*** Data lines

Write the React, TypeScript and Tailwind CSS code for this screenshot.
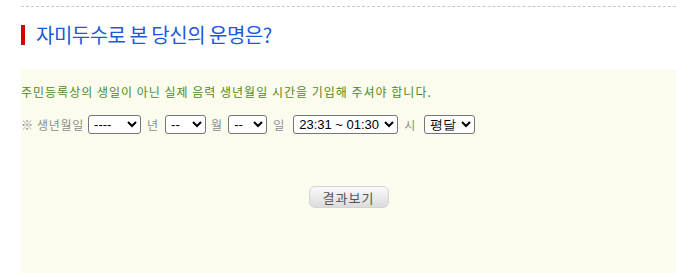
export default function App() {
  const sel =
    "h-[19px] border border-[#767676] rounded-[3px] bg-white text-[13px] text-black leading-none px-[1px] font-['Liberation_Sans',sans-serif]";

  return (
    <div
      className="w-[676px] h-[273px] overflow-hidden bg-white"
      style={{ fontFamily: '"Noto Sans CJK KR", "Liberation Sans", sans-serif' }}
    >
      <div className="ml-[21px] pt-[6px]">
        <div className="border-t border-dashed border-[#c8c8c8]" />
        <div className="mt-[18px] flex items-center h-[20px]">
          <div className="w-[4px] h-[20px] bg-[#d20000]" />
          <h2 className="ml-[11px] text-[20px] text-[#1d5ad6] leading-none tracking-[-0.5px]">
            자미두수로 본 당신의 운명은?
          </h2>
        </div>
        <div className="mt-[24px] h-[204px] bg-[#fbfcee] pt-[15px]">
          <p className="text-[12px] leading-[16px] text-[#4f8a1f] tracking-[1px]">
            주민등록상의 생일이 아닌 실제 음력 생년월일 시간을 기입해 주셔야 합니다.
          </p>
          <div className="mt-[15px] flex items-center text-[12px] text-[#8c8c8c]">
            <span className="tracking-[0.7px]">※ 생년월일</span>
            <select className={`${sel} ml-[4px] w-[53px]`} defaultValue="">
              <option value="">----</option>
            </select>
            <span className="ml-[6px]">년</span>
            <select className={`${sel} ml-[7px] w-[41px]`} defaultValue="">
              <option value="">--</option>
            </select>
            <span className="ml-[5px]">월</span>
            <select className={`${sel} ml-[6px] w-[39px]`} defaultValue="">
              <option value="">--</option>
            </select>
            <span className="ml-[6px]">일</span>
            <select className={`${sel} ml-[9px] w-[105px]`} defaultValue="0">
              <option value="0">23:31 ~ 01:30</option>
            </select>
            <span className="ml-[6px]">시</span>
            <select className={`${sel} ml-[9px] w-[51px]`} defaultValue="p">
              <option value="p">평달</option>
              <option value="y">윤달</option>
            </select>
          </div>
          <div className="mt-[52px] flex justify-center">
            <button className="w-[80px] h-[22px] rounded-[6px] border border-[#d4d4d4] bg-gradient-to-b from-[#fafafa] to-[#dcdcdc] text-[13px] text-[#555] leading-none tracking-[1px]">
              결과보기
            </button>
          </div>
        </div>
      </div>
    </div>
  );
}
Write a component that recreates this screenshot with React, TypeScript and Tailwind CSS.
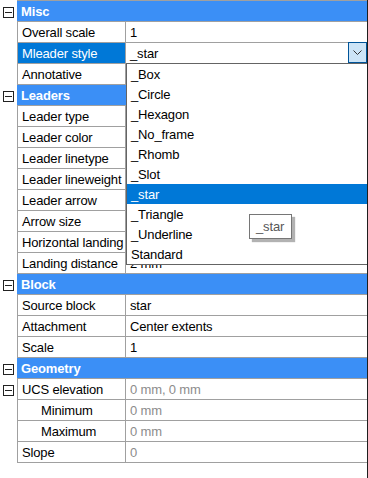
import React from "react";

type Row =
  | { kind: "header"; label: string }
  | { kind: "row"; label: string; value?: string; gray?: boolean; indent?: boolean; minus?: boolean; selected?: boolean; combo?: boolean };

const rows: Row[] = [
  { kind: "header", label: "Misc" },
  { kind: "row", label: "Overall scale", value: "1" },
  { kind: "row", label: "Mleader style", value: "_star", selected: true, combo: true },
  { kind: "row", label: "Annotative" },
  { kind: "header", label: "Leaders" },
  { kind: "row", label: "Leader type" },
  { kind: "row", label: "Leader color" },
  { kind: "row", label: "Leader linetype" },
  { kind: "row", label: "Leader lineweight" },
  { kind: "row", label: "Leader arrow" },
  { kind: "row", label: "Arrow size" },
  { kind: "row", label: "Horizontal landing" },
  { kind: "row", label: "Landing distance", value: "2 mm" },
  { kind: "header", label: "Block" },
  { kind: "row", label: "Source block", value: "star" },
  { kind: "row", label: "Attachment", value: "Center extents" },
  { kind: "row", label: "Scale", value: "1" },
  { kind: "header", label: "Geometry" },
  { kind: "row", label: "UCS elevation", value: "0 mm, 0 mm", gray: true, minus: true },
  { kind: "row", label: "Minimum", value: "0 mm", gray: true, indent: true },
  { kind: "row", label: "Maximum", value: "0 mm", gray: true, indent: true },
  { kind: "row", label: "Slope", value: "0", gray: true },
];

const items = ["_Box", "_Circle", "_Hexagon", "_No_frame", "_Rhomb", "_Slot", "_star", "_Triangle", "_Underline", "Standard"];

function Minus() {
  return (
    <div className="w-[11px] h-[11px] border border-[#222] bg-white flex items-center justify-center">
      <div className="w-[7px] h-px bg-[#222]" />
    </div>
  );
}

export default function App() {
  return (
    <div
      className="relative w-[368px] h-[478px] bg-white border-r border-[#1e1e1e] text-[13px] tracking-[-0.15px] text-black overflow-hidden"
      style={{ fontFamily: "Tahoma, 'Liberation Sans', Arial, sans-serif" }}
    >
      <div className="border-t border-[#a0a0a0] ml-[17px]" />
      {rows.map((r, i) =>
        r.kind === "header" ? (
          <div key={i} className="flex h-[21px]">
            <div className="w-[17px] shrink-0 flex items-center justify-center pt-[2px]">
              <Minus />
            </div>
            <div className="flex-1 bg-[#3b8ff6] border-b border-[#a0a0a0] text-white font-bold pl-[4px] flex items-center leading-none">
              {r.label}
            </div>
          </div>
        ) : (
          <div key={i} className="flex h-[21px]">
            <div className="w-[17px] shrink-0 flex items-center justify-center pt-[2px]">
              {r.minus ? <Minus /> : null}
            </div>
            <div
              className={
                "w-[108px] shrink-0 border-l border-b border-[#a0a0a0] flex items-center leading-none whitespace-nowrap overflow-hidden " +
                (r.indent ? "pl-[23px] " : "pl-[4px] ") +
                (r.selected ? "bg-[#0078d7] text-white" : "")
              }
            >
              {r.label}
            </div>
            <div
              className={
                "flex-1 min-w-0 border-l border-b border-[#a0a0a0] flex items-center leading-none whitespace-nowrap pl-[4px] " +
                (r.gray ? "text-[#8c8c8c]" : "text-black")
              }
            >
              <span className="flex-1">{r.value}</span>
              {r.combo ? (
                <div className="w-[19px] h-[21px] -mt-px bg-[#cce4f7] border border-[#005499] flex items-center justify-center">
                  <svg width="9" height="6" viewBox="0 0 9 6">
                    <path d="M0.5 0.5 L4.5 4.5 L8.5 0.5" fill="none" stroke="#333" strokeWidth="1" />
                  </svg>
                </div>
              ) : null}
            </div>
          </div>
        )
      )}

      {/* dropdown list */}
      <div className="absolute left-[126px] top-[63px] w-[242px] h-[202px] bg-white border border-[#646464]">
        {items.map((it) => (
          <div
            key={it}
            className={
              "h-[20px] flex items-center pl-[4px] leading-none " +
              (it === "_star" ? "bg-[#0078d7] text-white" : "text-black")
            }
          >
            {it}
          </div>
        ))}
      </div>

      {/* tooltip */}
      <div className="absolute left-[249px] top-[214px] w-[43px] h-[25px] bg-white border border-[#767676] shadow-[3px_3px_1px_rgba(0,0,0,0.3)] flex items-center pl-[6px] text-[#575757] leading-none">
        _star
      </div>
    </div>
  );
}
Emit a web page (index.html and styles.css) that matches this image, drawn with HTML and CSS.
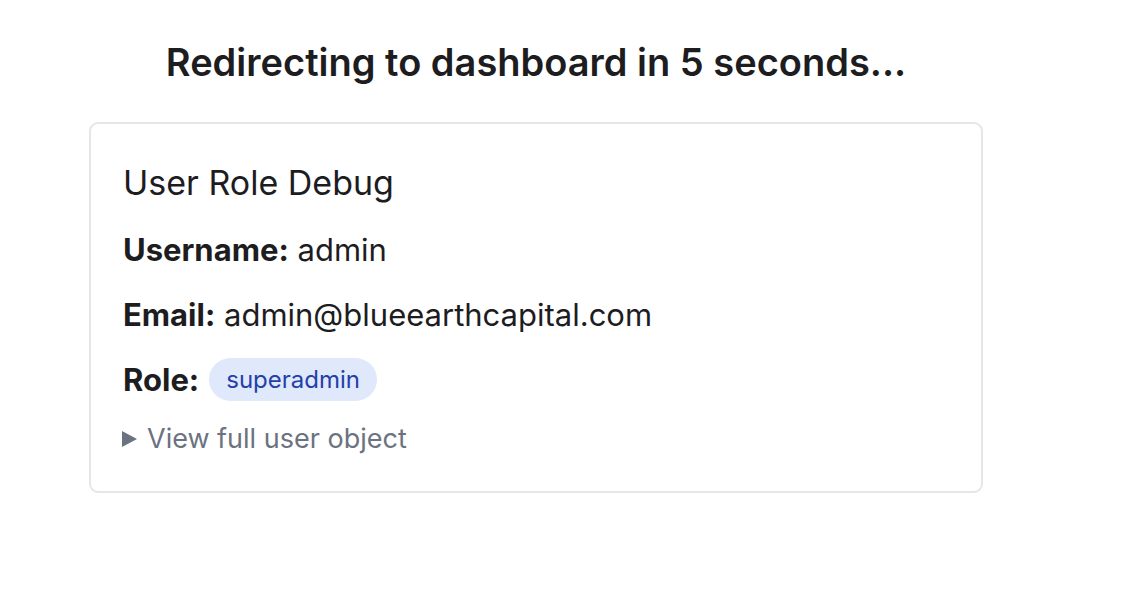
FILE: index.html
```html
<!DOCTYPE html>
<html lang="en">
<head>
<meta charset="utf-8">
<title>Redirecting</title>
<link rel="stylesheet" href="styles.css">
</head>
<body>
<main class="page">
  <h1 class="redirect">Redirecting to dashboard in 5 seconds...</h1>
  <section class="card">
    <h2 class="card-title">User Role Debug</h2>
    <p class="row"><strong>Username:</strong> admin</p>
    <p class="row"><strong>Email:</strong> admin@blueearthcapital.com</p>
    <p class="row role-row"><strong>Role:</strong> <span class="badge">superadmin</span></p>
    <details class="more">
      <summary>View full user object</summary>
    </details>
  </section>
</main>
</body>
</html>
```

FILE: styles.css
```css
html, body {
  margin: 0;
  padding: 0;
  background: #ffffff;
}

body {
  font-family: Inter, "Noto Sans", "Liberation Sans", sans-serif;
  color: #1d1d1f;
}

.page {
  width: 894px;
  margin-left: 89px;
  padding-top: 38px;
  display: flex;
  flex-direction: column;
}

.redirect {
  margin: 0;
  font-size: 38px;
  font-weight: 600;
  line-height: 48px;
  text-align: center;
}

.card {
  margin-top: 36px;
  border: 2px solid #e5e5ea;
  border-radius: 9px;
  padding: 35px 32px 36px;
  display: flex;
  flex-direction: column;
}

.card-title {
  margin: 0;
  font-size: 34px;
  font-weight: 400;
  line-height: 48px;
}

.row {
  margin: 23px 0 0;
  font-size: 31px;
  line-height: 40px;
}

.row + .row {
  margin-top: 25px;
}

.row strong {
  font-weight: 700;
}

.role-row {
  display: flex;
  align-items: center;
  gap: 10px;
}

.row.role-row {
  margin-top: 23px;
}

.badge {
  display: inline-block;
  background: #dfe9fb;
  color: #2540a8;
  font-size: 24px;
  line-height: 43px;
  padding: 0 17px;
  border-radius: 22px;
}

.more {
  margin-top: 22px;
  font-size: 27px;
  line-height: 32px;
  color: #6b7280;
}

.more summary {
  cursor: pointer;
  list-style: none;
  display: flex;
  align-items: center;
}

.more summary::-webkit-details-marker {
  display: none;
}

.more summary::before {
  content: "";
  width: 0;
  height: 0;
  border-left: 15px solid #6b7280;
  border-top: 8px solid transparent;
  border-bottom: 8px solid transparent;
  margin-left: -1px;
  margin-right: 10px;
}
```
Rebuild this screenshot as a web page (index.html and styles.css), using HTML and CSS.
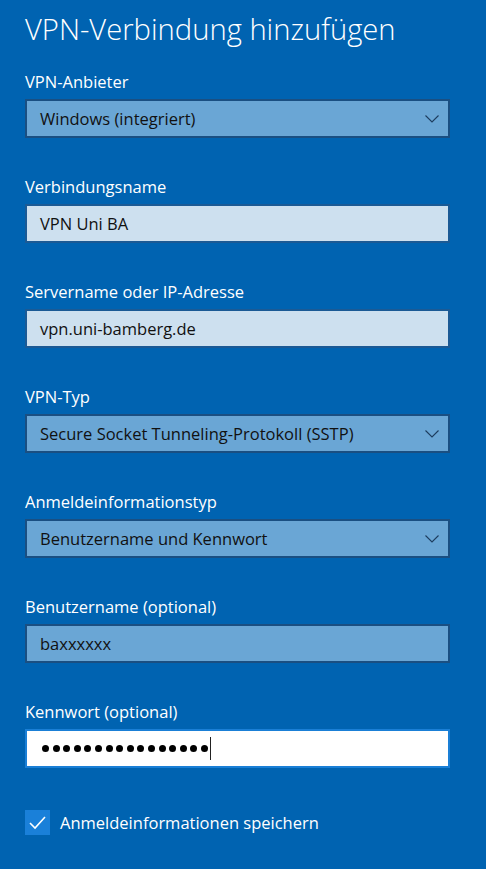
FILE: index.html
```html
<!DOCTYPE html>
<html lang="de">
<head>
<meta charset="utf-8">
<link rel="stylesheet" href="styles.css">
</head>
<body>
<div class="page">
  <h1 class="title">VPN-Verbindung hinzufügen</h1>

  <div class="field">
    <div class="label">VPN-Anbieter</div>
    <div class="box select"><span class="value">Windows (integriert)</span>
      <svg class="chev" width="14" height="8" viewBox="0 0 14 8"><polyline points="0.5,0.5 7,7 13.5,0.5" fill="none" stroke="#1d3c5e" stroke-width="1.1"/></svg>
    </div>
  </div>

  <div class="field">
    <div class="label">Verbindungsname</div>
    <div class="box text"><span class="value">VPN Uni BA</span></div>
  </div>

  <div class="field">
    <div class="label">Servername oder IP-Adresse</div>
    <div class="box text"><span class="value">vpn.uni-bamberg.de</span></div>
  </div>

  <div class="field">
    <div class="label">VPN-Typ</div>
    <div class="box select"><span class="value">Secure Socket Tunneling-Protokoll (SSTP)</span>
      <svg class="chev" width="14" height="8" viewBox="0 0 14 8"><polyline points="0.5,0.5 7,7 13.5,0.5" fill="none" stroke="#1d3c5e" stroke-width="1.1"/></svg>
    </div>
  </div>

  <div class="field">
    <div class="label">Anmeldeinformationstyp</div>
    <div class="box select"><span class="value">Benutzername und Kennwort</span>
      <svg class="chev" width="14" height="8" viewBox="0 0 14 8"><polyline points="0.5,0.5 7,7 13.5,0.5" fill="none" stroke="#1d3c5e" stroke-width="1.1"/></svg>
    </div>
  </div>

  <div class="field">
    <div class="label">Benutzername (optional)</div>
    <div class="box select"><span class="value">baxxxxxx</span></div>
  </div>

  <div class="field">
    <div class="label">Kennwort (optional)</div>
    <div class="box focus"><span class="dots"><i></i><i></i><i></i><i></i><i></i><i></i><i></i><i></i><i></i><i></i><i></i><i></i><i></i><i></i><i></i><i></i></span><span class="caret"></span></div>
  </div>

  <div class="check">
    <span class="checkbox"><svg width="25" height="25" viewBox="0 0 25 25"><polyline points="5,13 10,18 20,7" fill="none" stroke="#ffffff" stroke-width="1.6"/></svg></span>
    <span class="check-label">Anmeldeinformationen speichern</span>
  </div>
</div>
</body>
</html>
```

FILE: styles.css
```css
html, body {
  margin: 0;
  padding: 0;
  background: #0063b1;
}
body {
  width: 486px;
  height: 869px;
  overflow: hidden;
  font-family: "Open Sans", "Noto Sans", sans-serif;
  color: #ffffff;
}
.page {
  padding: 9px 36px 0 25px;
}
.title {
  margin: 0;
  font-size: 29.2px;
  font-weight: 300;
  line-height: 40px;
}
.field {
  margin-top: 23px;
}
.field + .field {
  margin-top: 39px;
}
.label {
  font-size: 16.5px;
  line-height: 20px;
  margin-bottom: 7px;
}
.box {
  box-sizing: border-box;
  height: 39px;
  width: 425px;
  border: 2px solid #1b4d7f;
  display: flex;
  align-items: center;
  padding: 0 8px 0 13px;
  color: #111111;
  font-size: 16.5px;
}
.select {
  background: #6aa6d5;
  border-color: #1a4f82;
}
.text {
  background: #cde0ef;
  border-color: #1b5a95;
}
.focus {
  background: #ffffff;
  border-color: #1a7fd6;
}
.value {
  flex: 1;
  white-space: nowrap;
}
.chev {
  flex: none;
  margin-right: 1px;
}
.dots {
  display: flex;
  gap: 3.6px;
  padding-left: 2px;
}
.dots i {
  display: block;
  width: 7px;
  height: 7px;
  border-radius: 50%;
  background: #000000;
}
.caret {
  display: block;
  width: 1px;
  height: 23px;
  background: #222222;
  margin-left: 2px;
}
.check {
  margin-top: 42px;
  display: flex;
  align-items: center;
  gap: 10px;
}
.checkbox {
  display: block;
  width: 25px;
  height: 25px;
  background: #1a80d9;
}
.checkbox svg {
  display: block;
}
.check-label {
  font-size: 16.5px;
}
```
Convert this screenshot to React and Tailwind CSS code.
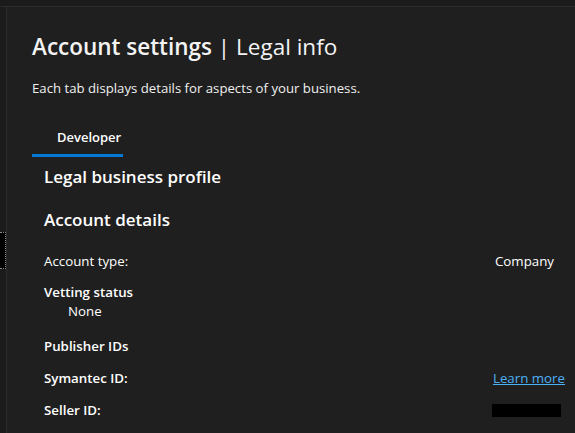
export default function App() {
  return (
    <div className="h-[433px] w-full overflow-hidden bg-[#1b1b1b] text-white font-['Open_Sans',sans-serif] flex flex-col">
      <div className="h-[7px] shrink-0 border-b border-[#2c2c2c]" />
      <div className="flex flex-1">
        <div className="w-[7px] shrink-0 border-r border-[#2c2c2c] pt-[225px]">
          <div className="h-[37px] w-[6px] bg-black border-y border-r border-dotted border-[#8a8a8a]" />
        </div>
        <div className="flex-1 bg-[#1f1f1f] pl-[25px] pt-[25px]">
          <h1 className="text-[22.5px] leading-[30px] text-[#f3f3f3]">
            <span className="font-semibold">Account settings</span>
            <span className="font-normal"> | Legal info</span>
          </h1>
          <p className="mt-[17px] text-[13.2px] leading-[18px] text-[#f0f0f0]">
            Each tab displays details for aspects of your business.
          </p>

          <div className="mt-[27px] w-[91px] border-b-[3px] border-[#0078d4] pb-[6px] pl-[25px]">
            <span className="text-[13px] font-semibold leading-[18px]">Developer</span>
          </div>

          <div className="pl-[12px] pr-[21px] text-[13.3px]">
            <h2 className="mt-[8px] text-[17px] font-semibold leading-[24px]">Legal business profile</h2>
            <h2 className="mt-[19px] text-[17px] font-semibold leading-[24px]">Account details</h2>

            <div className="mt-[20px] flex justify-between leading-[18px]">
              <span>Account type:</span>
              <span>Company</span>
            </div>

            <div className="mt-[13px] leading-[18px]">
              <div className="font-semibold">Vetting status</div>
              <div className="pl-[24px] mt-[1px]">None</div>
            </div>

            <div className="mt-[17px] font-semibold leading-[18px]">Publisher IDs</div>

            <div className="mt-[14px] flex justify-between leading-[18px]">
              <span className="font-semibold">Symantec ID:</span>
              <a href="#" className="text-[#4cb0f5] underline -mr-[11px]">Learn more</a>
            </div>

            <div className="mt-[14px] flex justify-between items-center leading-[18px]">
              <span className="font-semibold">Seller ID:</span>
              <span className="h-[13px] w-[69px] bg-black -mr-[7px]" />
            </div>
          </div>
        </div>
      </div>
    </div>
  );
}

******

→ **Problem requirements**
Write out, word for word, the lines from the start of the data through the one holding "border border-[#767676] rounded-[3px]". Omit pictures.

→ **Result for this task**
Write the React, TypeScript and Tailwind CSS code for this screenshot.
export default function App() {
  const sel =
    "h-[19px] border border-[#767676] rounded-[3px] bg-white text-[13px] text-black leading-none px-[1px] font-['Liberation_Sans',sans-serif]";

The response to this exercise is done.